Good test coverage and benchmarks. No documentation or real world use. Plan to use for my own projects. API Breaking changes likely.
Unless you are already interested in b+trees you probably don't want to use this project. At the same time I think the foundation is good and can do things that aren't possible in Swift without duplicating much of this effort.
Would love any ideas or feedback.
This project provides an in memory positional (keyless) b+tree implementation in Swift. The project also includes two useful collection types that use the b+tree as their underlying storage.
-
List<Element>
implements a random-access collection of arbitrary elements. It is like Array in the standard library, but lookup, insertion and removal, and copy on write all have logarithmic complexity. -
IdentifiedList<Element: Identifiable>
implements the same random-access collection as List but using Identifiable elements. In addition to maintaining the list it also tracks these element ID's in a dictionary. It is able to implement contains(id: Element.ID) in constant time and offset(id: Element.ID) in logarithmic time. -
SummarizedTree<Context>
is the underlying primitive collection that serves as base storage for the above collections. It is a general b+tree that can be customized through the provided context type.The context allows you to define your own CollectionSummary type. The List and IdentifiedList collections only summarize element count.
With a custom summary type you can index and provide logarithmic search on attributes of your choosing. For example you could build a Rope and the summary type might include byteCount, charCount, and lineCount. This would allow you to convert between all these values in logarithmic time.
The context also allows you to store additional state in the root of the tree and receive callbacks when elements and tree nodes are added and removed from the tree. This is how the IdentifiedList can implement efficient contains and offset implementations, by tracking additional information in the context.
In memory b+trees are a compromise between the fast contiguous memory of an Array and the logarithmic properties of a tree. In a b+tree all elements are stored in buffers of contiguous memory in the tree's leaves. A small b+tree will have a single leaf and store all elements in one buffer.
As more elements are inserted the leaf will eventually overflow into multiple leaves. Internal nodes are added to create a balanced tree.

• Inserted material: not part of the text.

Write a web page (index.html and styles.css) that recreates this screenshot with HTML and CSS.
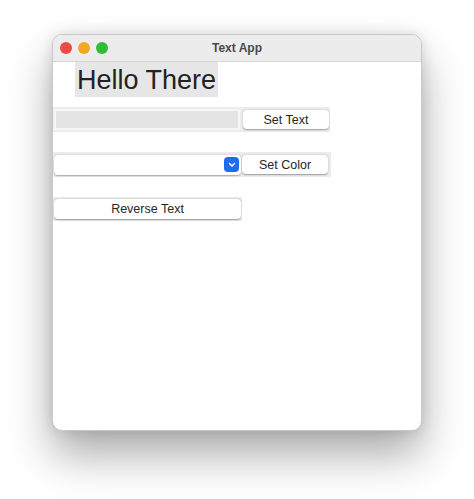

This splitting and tree management add overhead, but also allow for the following properties:
- Insertion and removal take logarithmic time.
- Split and concat take logarithmic time and space.
- Copy on write is takes logarithmic time and space.
- Space is used granularly as you added and remove elements
- With a custom summary type search logarithmically on multiple attributes.
Array will always be faster for a small number of elements, and "small" is likely in the 1000's. For most mutating operations (and search) there is eventually a crossover point where the b+tree becomes faster. These Benchmarks can give you an idea of when those crossover points happen.
I'm hopeful that the Swift Collections (here's a start!) project will release a similar data structure. It will probably be better implemented, documented, and supported.
It's also likely that it won't be as tailored to my own wants as this project. My expectation is that I'll keep this project going for my own use and try to copy over any improvements from the Swift Collections code.